После какого-то нашего спектакля поклонник нашего театра, пражский банкир Розенкранц, пригласил ряд наших актеров и Моисси к себе на ужин. Так как я сидел с Моисси на спектакле и ходил с ним к нашим актерам в уборные, был приглашен, главным образом в качестве переводчика, и я. После изысканного ужина большая часть компании постепенно разошлась, остались до позднего утра Моисси, Василий Иванович, измученный, никак не рассчитывавший на таких «каменных гостей» хозяин и я. Это была одна из самых мучительно трудных по напряжению и, пожалуй, самая интересная ночь в моей жизни. Оба они — Василий Иванович и Моисси — были предельно заинтересованы друг другом; они стремились понять друг друга до самых глубин, до самых сокровенных извилин творческого метода. Ох, нет, не метода — это слишком холодное, поверхностное в данном случае слово, — до взлетов и провалов, до бездн и озарений самого творчества. Стремились постигнуть в сравнении с собой, со своими путями и мерами и, соизмеряя, вскрывая себя, обнажали себя до последних тайных покровов…

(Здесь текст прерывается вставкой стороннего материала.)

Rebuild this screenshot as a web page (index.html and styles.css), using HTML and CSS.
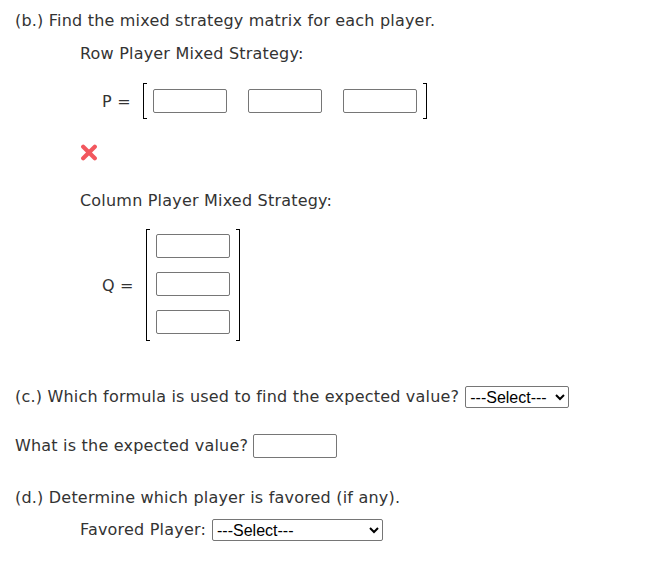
FILE: index.html
```html
<!DOCTYPE html>
<html lang="en">
<head>
<meta charset="utf-8">
<title>Mixed strategy</title>
<link rel="stylesheet" href="styles.css">
</head>
<body>
<div class="page">
  <p class="q q-b">(b.) Find the mixed strategy matrix for each player.</p>
  <p class="indent sub-row">Row Player Mixed Strategy:</p>

  <div class="matrix-line line-p">
    <span class="mlabel">P =</span>
    <div class="matrix mrow">
      <span class="lb"></span>
      <input class="cell" type="text" aria-label="p1">
      <input class="cell" type="text" aria-label="p2">
      <input class="cell" type="text" aria-label="p3">
      <span class="rb"></span>
    </div>
  </div>

  <div class="indent wrong">
    <svg width="18" height="17" viewBox="0 0 18 17" aria-hidden="true">
      <path d="M3.2 2.8 L14.8 14.2 M14.8 2.8 L3.2 14.2" stroke="#f2575e" stroke-width="4.2" stroke-linecap="round" fill="none"/>
    </svg>
  </div>

  <p class="indent sub-col">Column Player Mixed Strategy:</p>

  <div class="matrix-line line-q">
    <span class="mlabel">Q =</span>
    <div class="matrix mcol">
      <span class="lb"></span>
      <div class="col">
        <input class="cell" type="text" aria-label="q1">
        <input class="cell" type="text" aria-label="q2">
        <input class="cell" type="text" aria-label="q3">
      </div>
      <span class="rb"></span>
    </div>
  </div>

  <div class="qrow row-c">
    <span>(c.) Which formula is used to find the expected value?</span>
    <select class="sel sel-c" aria-label="formula"><option>---Select---</option></select>
  </div>

  <div class="qrow row-ev">
    <span>What is the expected value?</span>
    <input class="ev" type="text" aria-label="expected value">
  </div>

  <p class="q q-d">(d.) Determine which player is favored (if any).</p>

  <div class="qrow indent row-fav">
    <span>Favored Player:</span>
    <select class="sel sel-fav" aria-label="favored player"><option>---Select---</option></select>
  </div>
</div>
</body>
</html>
```

FILE: styles.css
```css
html, body {
  margin: 0;
  padding: 0;
  background: #fff;
}

.page {
  padding: 11px 0 0 15px;
  font-family: "DejaVu Sans", Verdana, sans-serif;
  font-size: 16px;
  line-height: 20px;
  letter-spacing: 0.2px;
  color: #333;
  display: flex;
  flex-direction: column;
  align-items: flex-start;
}

p {
  margin: 0;
}

.indent {
  margin-left: 65px;
}

.sub-row { margin-top: 13px; }

.matrix-line {
  display: flex;
  align-items: center;
  margin-left: 87px;
  gap: 12px;
}

.line-p { margin-top: 19px; }
.line-q { margin-top: 18px; }

.mlabel {
  padding-top: 2px;
  white-space: nowrap;
}

.matrix {
  display: flex;
  align-items: stretch;
}

.lb, .rb {
  width: 3px;
  border-top: 1px solid #000;
  border-bottom: 1px solid #000;
}
.lb { border-left: 1px solid #000; }
.rb { border-right: 1px solid #000; }

.mrow {
  height: 36px;
  align-items: center;
}
.mrow .lb, .mrow .rb {
  align-self: stretch;
}
.mrow .lb { margin-right: 6px; }
.mrow .rb { margin-left: 6px; }
.mrow .cell + .cell { margin-left: 21px; }

.mcol .col {
  display: flex;
  flex-direction: column;
  gap: 14px;
  padding: 5px 6px 7px 6px;
}

.cell {
  box-sizing: border-box;
  width: 74px;
  height: 24px;
  margin: 0;
  padding: 0 4px;
  border: 1px solid #767676;
  border-radius: 2px;
  background: #fff;
  font: 16px "Liberation Sans", Arial, sans-serif;
}

.wrong {
  margin-top: 25px;
  height: 17px;
  display: flex;
}
.wrong svg { display: block; }

.sub-col { margin-top: 30px; }

.qrow {
  display: flex;
  align-items: center;
  gap: 6px;
}

.row-c { margin-top: 45px; height: 22px; }
.row-ev { margin-top: 26px; height: 24px; gap: 5px; }
.q-d { margin-top: 30px; }
.row-fav { margin-top: 11px; height: 22px; }

.sel {
  box-sizing: border-box;
  height: 22px;
  margin: 0;
  font: 16px "Liberation Sans", Arial, sans-serif;
  letter-spacing: 0;
  color: #000;
  background: #fff;
  border: 1px solid #767676;
  border-radius: 2px;
}
.sel-c { width: 104px; }
.sel-fav { width: 171px; }

.ev {
  box-sizing: border-box;
  width: 84px;
  height: 24px;
  margin: 0;
  padding: 0 4px;
  border: 1px solid #767676;
  border-radius: 2px;
  background: #fff;
  font: 16px "Liberation Sans", Arial, sans-serif;
}
```
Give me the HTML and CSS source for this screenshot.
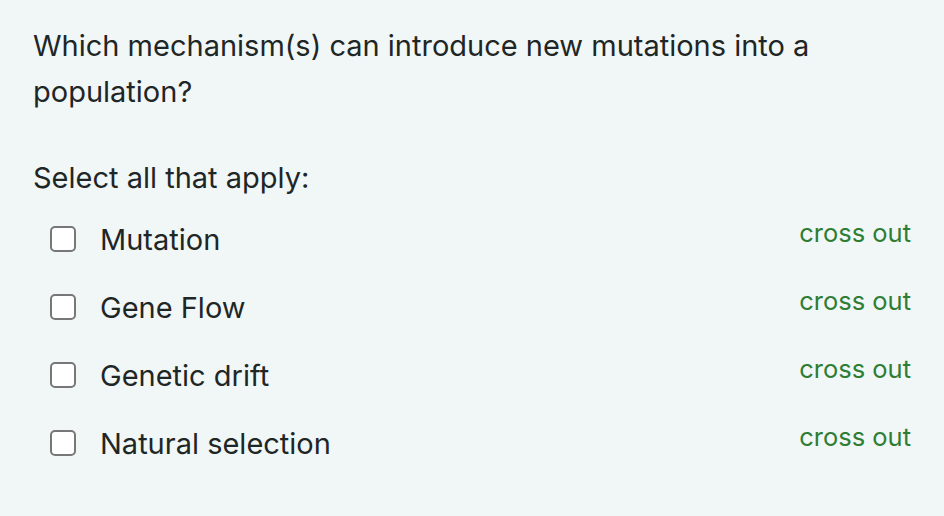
FILE: index.html
```html
<!DOCTYPE html>
<html>
<head>
<meta charset="utf-8">
<link rel="stylesheet" href="styles.css">
</head>
<body>
<div class="question">
  <p class="prompt">Which mechanism(s) can introduce new mutations into a population?</p>
  <p class="instruction">Select all that apply:</p>
  <ul class="options">
    <li class="option"><label class="choice"><span class="box"></span><span class="label">Mutation</span></label><a class="cross">cross out</a></li>
    <li class="option"><label class="choice"><span class="box"></span><span class="label">Gene Flow</span></label><a class="cross">cross out</a></li>
    <li class="option"><label class="choice"><span class="box"></span><span class="label">Genetic drift</span></label><a class="cross">cross out</a></li>
    <li class="option"><label class="choice"><span class="box"></span><span class="label">Natural selection</span></label><a class="cross">cross out</a></li>
  </ul>
</div>
</body>
</html>
```
FILE: styles.css
```css
html, body {
  margin: 0;
  padding: 0;
  background: #f1f7f7;
}
body {
  font-family: "Inter", "Noto Sans", sans-serif;
  color: #1f2626;
  width: 944px;
  height: 516px;
  overflow: hidden;
}
.question {
  padding: 23px 33px 0 33px;
}
.prompt {
  margin: 0;
  font-size: 29px;
  line-height: 46px;
  width: 820px;
}
.instruction {
  margin: 40px 0 0 0;
  font-size: 29px;
  line-height: 46px;
}
.options {
  list-style: none;
  margin: 18px 0 0 0;
  padding: 0;
}
.option {
  display: flex;
  justify-content: space-between;
  align-items: flex-start;
  height: 68px;
}
.choice {
  display: flex;
  align-items: center;
  gap: 24px;
  padding-left: 17px;
  height: 40px;
}
.box {
  width: 22px;
  height: 22px;
  border: 2px solid #777;
  border-radius: 5px;
  background: #fff;
}
.label {
  font-size: 29px;
}
.cross {
  color: #2e7d32;
  font-size: 25.5px;
  line-height: 28px;
  margin-right: 0;
}
```
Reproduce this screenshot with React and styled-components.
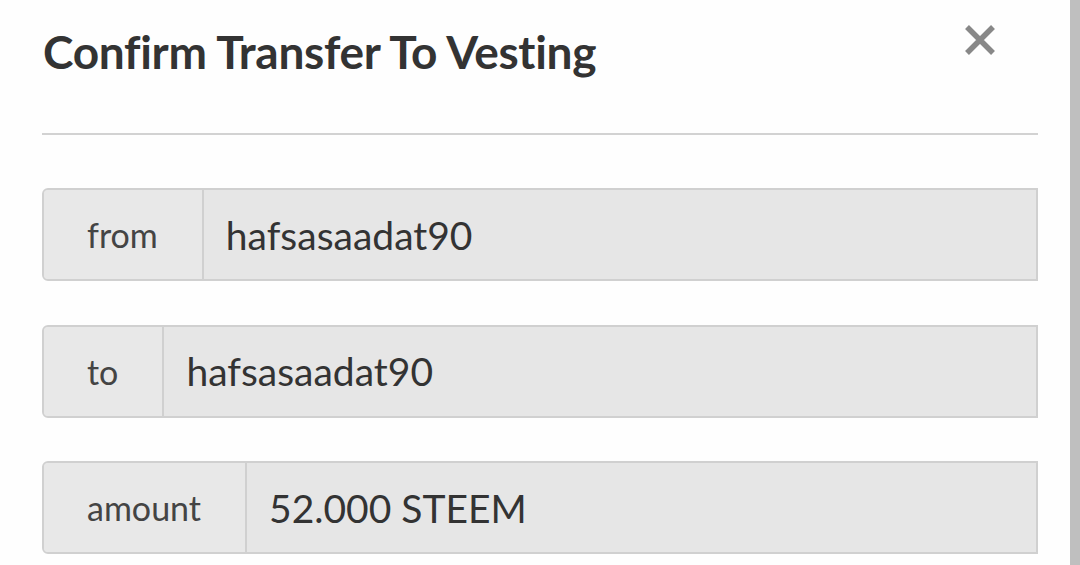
import React from 'react';
import styled, { createGlobalStyle } from 'styled-components';

const GlobalStyle = createGlobalStyle`
  html, body {
    margin: 0;
    padding: 0;
    background: #fefefe;
  }
  body {
    font-family: Lato, "Open Sans", sans-serif;
  }
`;

const fields = [
  { label: 'from', value: 'hafsasaadat90' },
  { label: 'to', value: 'hafsasaadat90' },
  { label: 'amount', value: '52.000 STEEM' },
];

const Page = styled.div`
  display: flex;
  width: 1080px;
  height: 565px;
  overflow: hidden;
`;

const Modal = styled.div`
  flex: 1;
  background: #fefefe;
  padding: 0 32px 0 42px;
`;

const Scrollbar = styled.div`
  width: 10px;
  background: #bfbfbf;
`;

const Header = styled.div`
  display: flex;
  justify-content: space-between;
  align-items: flex-start;
  height: 133px;
  border-bottom: 2px solid #d2d2d2;
`;

const Title = styled.h1`
  margin: 22px 0 0 1px;
  font-family: Lato, sans-serif;
  font-weight: 700;
  font-size: 46px;
  line-height: 60px;
  color: #333;
  letter-spacing: -0.3px;
`;

const CloseButton = styled.button`
  border: 0;
  background: none;
  padding: 0;
  margin: 24px 42px 0 0;
  width: 32px;
  height: 32px;
  cursor: pointer;
`;

const Form = styled.div`
  display: flex;
  flex-direction: column;
  gap: 43.5px;
  padding-top: 53px;
`;

const Row = styled.div`
  display: flex;
  height: 93px;
  box-sizing: border-box;
  border: 2px solid #d0d0d0;
  border-radius: 6px 0 0 6px;
  background: #e6e6e6;
  overflow: hidden;
`;

const Label = styled.div`
  display: flex;
  align-items: center;
  padding: 0 44px 0 43px;
  border-right: 2px solid #d0d0d0;
  background: #e8e8e8;
  font-size: 34px;
  color: #444;
`;

const Value = styled.div`
  display: flex;
  align-items: center;
  padding-left: 22px;
  font-size: 39px;
  color: #333;
`;

function CloseIcon() {
  return (
    <svg width="32" height="32" viewBox="0 0 32 32">
      <path d="M3 3 L29 29 M29 3 L3 29" stroke="#888" strokeWidth="5.5" />
    </svg>
  );
}

export default function App() {
  return (
    <Page>
      <GlobalStyle />
      <Modal>
        <Header>
          <Title>Confirm Transfer To Vesting</Title>
          <CloseButton aria-label='close'>
            <CloseIcon />
          </CloseButton>
        </Header>
        <Form>
          {fields.map((f) => (
            <Row key={f.label}>
              <Label>{f.label}</Label>
              <Value>{f.value}</Value>
            </Row>
          ))}
        </Form>
      </Modal>
      <Scrollbar />
    </Page>
  );
}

Я с двенадцати лет дружил с отцом, но никогда он так не открывал мне себя, как открывал в эту ночь через меня Сандро. Часов пять или шесть продолжалась эта «исповедь горячего сердца». Хозяин моргал воспаленными глазами, тайком смотрел на часы и открывал все новые и новые бутылки с сельтерской и вином, и вновь и вновь зажигал спиртовую горелку под кофейником, подливая туда воды и подсыпая кофе… Разошлась и позасыпала вся прислуга, все члены семьи, а они все говорили и говорили, смотрели друг другу в глаза, иногда целовались, иногда жали друг другу руки… Потом кричали мне в ухо те или иные казавшиеся им особенно убедительными слова, сравнения, эпитеты, примеры, пришедшие им в голову. Потом просили у хозяина, которого называли и Розенкранц, и Гильденстерн, и Розенштерн, и Гильденкранц, еще кофе и «шприц» (сельтерская с вином). Он ни на какие искажения фамилии не обижался и, видимо, только молил бога избавить его от этих разговорившихся гениев и проклинал идею пригласить их к себе.